> _Material for the task_
╔══

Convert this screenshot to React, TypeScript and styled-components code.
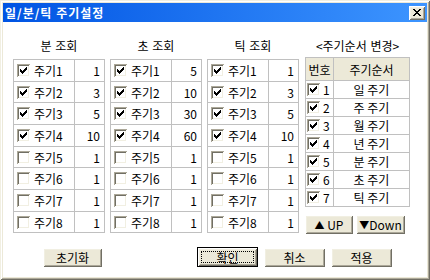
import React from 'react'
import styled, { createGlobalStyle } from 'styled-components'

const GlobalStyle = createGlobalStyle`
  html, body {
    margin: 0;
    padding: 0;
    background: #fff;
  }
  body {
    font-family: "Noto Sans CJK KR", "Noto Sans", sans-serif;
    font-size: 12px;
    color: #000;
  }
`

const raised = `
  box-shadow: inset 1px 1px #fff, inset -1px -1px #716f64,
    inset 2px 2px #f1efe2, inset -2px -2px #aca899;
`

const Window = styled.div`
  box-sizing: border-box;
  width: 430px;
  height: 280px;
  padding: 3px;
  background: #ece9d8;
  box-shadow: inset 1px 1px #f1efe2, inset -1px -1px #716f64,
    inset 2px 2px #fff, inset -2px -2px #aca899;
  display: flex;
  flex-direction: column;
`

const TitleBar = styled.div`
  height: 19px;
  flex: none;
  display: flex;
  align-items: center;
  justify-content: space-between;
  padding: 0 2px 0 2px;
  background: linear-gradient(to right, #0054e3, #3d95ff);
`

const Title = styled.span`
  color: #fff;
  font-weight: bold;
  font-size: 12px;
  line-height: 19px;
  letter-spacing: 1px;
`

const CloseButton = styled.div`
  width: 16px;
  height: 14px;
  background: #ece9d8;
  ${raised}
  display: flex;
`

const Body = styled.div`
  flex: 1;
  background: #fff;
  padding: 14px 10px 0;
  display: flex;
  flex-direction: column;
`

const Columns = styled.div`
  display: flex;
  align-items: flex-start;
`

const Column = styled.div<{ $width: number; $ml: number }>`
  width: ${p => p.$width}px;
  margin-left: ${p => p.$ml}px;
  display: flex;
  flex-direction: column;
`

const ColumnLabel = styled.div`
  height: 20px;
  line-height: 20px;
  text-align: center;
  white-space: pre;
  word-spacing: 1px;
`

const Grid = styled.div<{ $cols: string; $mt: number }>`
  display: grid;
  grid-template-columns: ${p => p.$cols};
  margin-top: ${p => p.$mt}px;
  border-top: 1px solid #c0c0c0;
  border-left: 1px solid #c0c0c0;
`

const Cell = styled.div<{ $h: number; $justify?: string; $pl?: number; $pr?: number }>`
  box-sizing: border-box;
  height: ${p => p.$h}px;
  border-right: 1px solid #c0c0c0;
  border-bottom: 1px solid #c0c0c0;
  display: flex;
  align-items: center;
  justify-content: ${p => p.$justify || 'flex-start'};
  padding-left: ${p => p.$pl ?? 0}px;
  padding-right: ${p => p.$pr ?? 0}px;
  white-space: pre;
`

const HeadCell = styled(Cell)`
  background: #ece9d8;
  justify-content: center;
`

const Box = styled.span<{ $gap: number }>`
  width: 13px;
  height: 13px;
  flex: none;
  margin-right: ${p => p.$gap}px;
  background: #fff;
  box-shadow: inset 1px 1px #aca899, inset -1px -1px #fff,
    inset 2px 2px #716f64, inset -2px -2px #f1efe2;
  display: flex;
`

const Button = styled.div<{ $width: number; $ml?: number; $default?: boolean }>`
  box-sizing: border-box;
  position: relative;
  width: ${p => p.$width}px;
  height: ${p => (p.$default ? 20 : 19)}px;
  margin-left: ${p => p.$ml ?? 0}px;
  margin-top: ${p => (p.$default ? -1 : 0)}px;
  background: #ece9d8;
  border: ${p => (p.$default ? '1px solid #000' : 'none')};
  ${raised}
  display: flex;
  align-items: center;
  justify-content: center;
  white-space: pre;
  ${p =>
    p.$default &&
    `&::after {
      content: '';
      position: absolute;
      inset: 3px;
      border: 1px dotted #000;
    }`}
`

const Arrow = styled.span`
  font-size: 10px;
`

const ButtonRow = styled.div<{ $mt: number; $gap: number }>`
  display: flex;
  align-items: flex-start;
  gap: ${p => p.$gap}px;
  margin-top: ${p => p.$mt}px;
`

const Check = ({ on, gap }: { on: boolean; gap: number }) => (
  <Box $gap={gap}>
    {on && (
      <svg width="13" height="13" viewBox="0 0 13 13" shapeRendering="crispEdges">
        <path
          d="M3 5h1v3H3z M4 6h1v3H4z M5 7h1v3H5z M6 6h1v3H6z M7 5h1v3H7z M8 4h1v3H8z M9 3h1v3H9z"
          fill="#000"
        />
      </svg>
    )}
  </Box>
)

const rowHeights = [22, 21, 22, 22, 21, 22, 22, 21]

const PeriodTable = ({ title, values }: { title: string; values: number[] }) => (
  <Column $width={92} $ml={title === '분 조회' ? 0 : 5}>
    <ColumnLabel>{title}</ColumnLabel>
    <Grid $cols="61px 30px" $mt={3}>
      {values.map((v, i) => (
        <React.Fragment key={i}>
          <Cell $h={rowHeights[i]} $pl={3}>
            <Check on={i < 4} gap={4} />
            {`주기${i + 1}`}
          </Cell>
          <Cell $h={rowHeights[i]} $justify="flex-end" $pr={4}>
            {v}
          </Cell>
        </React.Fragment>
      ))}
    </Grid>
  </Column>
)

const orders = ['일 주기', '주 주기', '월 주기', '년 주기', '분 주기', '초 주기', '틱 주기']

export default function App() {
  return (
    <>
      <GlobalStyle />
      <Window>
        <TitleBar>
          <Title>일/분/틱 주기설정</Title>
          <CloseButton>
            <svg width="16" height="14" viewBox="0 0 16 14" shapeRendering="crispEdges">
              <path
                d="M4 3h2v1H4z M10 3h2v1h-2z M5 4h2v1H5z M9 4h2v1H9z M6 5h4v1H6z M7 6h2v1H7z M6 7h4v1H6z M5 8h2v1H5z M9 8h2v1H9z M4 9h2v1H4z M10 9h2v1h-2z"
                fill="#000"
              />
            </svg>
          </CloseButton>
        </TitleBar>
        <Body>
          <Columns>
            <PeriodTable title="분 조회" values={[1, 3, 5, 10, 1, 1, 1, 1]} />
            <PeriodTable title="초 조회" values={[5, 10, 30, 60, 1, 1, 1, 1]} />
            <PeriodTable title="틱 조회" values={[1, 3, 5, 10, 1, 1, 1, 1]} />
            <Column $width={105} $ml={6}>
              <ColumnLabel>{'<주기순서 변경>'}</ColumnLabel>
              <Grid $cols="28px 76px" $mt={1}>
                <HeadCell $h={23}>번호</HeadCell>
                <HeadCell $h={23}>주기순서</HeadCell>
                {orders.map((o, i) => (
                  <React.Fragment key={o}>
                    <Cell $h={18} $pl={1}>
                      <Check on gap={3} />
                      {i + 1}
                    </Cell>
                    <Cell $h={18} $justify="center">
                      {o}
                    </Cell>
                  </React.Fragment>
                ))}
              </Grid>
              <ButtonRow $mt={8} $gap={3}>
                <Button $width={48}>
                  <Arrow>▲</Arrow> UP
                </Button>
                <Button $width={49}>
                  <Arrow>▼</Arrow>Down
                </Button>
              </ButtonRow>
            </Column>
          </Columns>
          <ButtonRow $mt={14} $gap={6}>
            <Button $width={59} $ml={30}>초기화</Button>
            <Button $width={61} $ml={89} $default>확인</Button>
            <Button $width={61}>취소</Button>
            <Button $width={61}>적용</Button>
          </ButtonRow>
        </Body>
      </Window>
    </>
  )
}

╚══
╔══

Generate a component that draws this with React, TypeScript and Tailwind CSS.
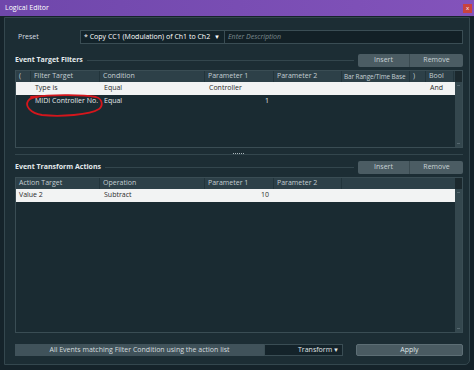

╚══

> _Exercise aim_
Find each line in the records holding the string "React" and show it.

> _Solution for this exercise_
Convert this screenshot to React, TypeScript and styled-components code.
import React from 'react'
        <React.Fragment key={i}>
        </React.Fragment>
                  <React.Fragment key={o}>
                  </React.Fragment>
Generate a component that draws this with React, TypeScript and Tailwind CSS.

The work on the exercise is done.